WORK INSTRUCTIONS:
Pick out the lines below with "screenshot" and list them.
— Start —
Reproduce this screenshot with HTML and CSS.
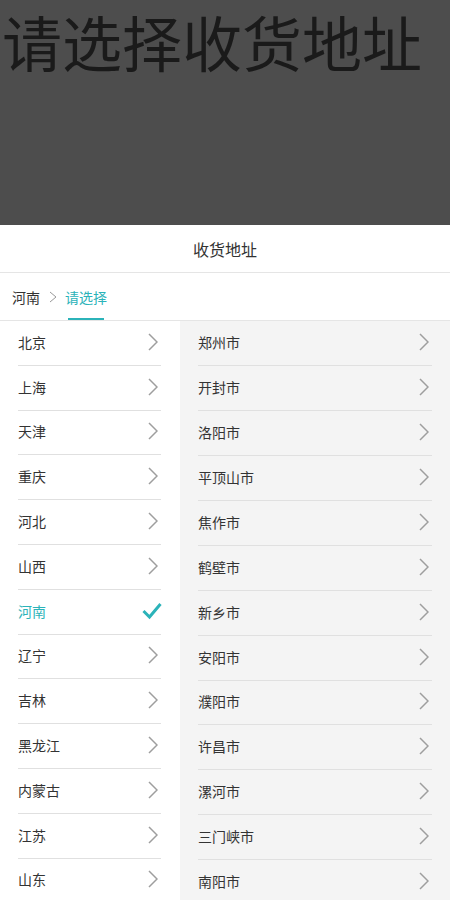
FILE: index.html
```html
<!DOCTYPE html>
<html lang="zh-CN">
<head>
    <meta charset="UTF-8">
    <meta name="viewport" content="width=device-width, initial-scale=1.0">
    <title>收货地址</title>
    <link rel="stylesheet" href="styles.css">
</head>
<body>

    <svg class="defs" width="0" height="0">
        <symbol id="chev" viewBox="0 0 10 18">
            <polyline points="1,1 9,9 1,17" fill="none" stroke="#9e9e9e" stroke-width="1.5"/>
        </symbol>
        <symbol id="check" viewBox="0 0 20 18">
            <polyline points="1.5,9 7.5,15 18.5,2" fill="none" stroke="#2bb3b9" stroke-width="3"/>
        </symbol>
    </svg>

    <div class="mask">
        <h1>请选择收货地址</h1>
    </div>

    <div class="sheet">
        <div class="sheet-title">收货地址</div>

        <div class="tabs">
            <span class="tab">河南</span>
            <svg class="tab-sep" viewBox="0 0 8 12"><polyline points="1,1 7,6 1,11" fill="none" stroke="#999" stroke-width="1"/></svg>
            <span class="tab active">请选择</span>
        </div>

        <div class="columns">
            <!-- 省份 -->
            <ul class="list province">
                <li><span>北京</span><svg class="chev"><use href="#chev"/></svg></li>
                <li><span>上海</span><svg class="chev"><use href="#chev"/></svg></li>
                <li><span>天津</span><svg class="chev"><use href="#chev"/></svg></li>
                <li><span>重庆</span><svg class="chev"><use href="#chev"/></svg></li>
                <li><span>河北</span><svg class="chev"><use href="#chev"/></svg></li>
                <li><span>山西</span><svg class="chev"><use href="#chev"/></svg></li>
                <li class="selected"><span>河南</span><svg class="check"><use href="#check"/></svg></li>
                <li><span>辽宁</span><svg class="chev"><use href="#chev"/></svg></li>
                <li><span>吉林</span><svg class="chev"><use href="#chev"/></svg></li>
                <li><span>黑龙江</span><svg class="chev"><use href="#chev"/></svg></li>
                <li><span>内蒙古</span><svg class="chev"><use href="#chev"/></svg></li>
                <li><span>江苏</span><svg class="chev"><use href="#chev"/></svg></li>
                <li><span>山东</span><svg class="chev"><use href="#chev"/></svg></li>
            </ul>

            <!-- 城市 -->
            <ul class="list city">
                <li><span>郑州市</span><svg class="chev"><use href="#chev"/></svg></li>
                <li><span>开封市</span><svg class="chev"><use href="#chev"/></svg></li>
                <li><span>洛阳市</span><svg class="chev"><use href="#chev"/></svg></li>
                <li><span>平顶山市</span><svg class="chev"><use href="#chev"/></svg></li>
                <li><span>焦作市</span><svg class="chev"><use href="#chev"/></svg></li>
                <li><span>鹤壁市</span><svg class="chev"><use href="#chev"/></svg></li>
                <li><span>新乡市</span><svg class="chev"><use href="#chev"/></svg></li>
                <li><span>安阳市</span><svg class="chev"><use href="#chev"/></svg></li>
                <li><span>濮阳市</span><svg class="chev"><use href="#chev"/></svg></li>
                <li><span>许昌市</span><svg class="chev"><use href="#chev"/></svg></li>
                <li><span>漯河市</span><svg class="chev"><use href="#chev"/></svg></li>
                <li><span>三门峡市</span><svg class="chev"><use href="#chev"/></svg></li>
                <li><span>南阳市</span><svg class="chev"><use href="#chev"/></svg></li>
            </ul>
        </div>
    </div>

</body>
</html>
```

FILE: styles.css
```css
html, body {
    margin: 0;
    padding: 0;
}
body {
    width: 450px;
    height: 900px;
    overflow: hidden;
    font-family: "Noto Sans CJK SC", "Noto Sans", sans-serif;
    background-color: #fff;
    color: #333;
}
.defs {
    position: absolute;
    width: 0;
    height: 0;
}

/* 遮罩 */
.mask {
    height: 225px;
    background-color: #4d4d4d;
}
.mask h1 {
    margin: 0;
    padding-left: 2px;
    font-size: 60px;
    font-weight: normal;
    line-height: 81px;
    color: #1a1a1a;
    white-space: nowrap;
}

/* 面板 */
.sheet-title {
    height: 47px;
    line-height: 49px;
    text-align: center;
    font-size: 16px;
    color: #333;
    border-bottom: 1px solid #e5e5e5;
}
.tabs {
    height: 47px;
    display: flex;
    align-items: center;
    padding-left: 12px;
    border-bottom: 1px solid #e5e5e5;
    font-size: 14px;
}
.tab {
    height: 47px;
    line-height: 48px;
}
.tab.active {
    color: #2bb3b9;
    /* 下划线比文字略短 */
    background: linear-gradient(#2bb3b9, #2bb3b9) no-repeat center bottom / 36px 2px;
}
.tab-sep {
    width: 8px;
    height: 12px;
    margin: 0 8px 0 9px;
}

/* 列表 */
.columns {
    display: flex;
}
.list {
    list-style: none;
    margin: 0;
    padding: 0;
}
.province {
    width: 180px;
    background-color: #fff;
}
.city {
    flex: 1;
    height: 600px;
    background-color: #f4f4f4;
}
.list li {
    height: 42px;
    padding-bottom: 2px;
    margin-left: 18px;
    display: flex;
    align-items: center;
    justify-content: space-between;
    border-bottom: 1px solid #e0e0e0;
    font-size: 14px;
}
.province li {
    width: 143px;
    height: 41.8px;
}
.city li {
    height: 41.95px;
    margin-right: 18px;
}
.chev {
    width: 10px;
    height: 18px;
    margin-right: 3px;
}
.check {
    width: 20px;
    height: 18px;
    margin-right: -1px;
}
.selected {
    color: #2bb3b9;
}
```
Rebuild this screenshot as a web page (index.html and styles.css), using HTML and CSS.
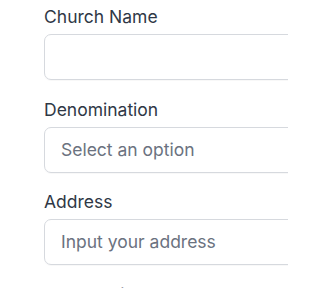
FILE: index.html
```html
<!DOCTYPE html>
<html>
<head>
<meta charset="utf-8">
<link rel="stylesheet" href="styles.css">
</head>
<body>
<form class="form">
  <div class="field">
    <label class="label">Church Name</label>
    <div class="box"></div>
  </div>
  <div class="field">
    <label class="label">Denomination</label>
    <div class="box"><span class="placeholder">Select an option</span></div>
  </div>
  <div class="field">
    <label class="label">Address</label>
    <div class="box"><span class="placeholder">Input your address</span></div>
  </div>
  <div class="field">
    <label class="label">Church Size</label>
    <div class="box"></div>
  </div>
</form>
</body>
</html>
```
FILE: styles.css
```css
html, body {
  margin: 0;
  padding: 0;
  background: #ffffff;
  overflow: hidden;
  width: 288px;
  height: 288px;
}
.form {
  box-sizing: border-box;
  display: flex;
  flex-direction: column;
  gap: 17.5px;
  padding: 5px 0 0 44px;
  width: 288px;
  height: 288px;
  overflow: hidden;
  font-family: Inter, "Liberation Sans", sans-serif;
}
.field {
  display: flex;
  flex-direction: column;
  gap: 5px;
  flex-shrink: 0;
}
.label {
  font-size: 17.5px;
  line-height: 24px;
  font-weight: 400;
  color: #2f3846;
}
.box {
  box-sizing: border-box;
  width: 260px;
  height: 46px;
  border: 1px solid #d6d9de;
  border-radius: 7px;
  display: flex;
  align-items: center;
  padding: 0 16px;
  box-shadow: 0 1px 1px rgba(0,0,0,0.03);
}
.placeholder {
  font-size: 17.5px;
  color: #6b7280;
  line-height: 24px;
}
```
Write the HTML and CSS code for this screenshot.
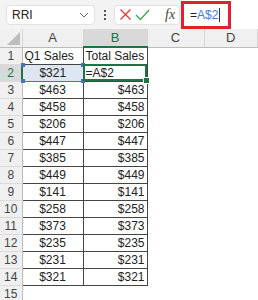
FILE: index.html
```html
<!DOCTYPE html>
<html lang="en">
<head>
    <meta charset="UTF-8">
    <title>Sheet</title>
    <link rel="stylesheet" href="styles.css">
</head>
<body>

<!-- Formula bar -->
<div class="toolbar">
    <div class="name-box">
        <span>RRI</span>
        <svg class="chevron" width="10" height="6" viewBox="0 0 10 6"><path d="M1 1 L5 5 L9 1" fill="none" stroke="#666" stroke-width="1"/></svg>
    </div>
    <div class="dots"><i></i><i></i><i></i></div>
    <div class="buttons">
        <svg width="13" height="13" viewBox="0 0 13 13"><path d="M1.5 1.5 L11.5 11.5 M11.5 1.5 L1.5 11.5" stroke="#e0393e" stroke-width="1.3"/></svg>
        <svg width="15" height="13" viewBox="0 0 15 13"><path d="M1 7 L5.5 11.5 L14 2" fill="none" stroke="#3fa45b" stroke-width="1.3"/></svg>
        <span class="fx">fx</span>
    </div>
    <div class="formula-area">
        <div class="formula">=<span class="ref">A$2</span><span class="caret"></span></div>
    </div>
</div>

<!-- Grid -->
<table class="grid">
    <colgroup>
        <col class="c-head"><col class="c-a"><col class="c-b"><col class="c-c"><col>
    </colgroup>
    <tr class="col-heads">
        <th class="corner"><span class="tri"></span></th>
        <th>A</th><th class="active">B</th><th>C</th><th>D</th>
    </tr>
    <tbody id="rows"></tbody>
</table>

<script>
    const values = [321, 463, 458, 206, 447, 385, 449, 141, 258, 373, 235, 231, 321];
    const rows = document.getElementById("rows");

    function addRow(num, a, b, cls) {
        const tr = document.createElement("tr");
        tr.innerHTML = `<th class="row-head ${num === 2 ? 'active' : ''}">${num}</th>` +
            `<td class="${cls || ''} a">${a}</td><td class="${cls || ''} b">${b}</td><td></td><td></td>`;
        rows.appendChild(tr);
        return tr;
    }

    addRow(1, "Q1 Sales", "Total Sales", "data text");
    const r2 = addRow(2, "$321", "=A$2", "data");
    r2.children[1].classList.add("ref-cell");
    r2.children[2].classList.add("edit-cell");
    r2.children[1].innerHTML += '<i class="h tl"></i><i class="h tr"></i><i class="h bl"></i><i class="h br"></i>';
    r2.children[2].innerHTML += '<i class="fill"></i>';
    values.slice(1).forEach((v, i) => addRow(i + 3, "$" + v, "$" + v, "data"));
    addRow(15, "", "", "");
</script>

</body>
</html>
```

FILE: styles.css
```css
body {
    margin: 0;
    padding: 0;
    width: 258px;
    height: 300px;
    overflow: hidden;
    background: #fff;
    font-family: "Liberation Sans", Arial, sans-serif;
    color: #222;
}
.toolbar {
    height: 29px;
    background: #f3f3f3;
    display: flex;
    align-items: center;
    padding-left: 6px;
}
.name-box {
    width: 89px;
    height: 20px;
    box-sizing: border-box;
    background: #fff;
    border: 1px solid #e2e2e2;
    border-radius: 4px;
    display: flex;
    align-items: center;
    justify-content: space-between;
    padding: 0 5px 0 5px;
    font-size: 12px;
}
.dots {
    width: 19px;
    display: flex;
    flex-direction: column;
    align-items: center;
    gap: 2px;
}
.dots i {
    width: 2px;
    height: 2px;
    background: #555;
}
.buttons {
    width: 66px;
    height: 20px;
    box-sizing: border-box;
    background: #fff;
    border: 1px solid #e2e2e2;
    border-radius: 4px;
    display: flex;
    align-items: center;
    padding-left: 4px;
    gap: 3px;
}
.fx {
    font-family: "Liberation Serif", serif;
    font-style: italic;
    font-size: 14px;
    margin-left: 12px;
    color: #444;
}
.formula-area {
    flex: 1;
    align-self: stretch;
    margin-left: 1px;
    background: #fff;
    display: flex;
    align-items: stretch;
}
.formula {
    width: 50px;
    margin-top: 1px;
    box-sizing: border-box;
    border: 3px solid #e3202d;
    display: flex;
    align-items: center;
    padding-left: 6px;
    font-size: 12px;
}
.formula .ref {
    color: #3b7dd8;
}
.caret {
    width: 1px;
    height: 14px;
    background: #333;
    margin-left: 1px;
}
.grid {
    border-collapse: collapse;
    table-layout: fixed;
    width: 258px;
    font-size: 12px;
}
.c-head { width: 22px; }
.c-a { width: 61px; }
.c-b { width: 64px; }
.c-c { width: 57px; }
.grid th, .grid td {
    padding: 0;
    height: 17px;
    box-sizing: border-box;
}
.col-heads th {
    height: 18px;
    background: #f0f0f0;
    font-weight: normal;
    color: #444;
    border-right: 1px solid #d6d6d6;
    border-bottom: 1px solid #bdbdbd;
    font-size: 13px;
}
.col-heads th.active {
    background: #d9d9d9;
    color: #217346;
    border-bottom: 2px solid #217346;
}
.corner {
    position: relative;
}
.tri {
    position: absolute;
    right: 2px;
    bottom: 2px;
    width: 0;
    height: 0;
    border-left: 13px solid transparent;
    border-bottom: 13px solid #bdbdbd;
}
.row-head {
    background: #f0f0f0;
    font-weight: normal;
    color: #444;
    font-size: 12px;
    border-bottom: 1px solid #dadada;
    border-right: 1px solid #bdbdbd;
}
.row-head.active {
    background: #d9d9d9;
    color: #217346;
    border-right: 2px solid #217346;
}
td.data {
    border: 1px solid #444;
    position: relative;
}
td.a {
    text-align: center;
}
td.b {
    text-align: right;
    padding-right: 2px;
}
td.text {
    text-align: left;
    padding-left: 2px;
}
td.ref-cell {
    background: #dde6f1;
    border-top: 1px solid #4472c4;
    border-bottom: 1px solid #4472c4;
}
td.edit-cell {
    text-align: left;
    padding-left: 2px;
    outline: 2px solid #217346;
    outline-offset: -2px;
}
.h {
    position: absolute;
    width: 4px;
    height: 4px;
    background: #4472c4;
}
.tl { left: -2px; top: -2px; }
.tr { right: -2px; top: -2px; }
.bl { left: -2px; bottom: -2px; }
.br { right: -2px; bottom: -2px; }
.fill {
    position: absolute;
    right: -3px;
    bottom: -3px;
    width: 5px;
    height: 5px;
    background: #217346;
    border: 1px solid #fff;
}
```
— End —
TASK RESULT:
Reproduce this screenshot with HTML and CSS.
Rebuild this screenshot as a web page (index.html and styles.css), using HTML and CSS.
Write the HTML and CSS code for this screenshot.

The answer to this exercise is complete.